Something cannot come from nothing? All I can say for sure about nothingness is that there are no rules to govern it, so the oft-babbled ex nihilo nihil fit does not even apply to begin with. The statement is self-defeating. My comments on creatio ex nihilo are that such a process is absolutely without causation, which is a defeater for Christianity. Can something spring forth from nothing? Perhaps... who knows? But even if God was present, he wasn't doing anything, and that's something we can be sure of.
I don't wish to keep defending a position I no longer hold. After all, I eventually found it untenable. But I will say a couple more things ... because I can't help myself.
I have found that 'nothing' means one thing to [some] physicists and another to [some] philosophers. In Lawrence Krauss' book
A Universe from Nothing, nothing is more like empty space. We know that that nothing is not without properties. In a sense, from that nothing something may come. (I am not a physicist and my understanding of this is poor.)
A philosopher, OTOH, may well say that yes there is the nothingness in the vacuum of space, but where did that come from. For these, the nothingness is absolute lacking even the properties of the empty space.
When I say God cannot make something from nothing, I mean absolute nothingness, not the nothingness that a physicist talks about. One cannot operate on nothingness. Nothingness is not a thing.
I certainly agree that Krauss' nothingness, supposing that the ideas hold up, makes gods unnecessary.
And, these days I often respond to theists, "what makes you think there ever was nothing?"
So then God is not separated from sin, the divine is profane, and black is white. I cannot accept this as a genuine Christian position. Perhaps some other non-Abrahamic religion, but not Christianity.
Two things here: 1) I see sin, evil, and profane as concepts. The material with which such a god makes the universe has nothing to do with these concepts. If that god gives beings the ability to act in ways that others find "profane", well, God can do that. For me, this creative act is like a mother giving birth. The child is of the mother but not the mother. The universe, then, could be (I say could of course because all of this is useless speculation) of God but not God. So whatever happens that a being could call profane is not God. But whatever. 2) So yeah, not traditional Christianity. This is a fair point and one I was coming to grips with at the end of my time as a believer. I could couch all my ideas in Christian lingo. I could say things that made other believers comfortable all the while not meaning what they meant.
At a certain point, I wasn't really being honest with myself. But the bottom line for me is that if something cannot be demonstrated, cannot be shown, cannot be tested--not even in principle--such things are not worth belief. So I abandoned Christianity and I abandoned "Tinkerism."
I don't know... read the Torah again. Lots of stuff is profane. "Unclean" is the word of choice.
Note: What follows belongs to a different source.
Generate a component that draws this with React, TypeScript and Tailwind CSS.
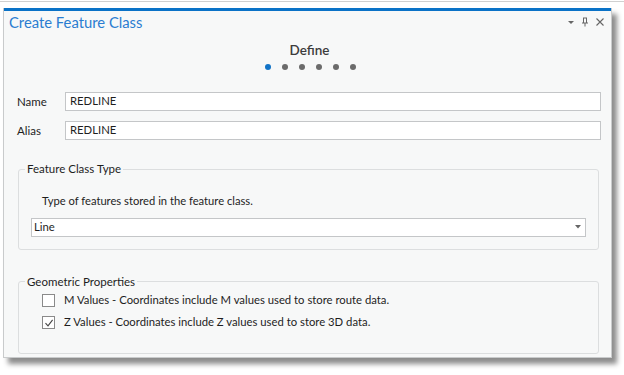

I never really spent a lot of time on the specifics when it came to my ideas. But, a god connected to the universe
could have reasons. A disconnected god is simply arbitrary. Why either god would outlaw shrimp is not something I ever focused on.
I agree that creatio ex nihilo is not Biblical, but neither is your position. The best position for the Christian, which is neither blasphemous nor self-defeating, is that matter and energy are eternal and that God shaped the universe. This means that their God is no longer posed as a solution to the problem of existence, but rather is an accessory to existence. Nevertheless, this is as strong as their position can possibly be.
I would have argued that while the Bible doesn't endorse my then position, my then position was consonant with scripture--kind of like a spherical earth could be read into it.
Blaspheming to "win" an online debate with an atheist is, I'd hope, a line that even the most dishonest apologist won't cross. But who knows?
I think we have differing ideas as to what blasphemy is. Suffice it to say that merely being heterodox is not the same as blasphemy.
I'm done. I might be tempted into responding. But I weary of defending something I don't believe anyway.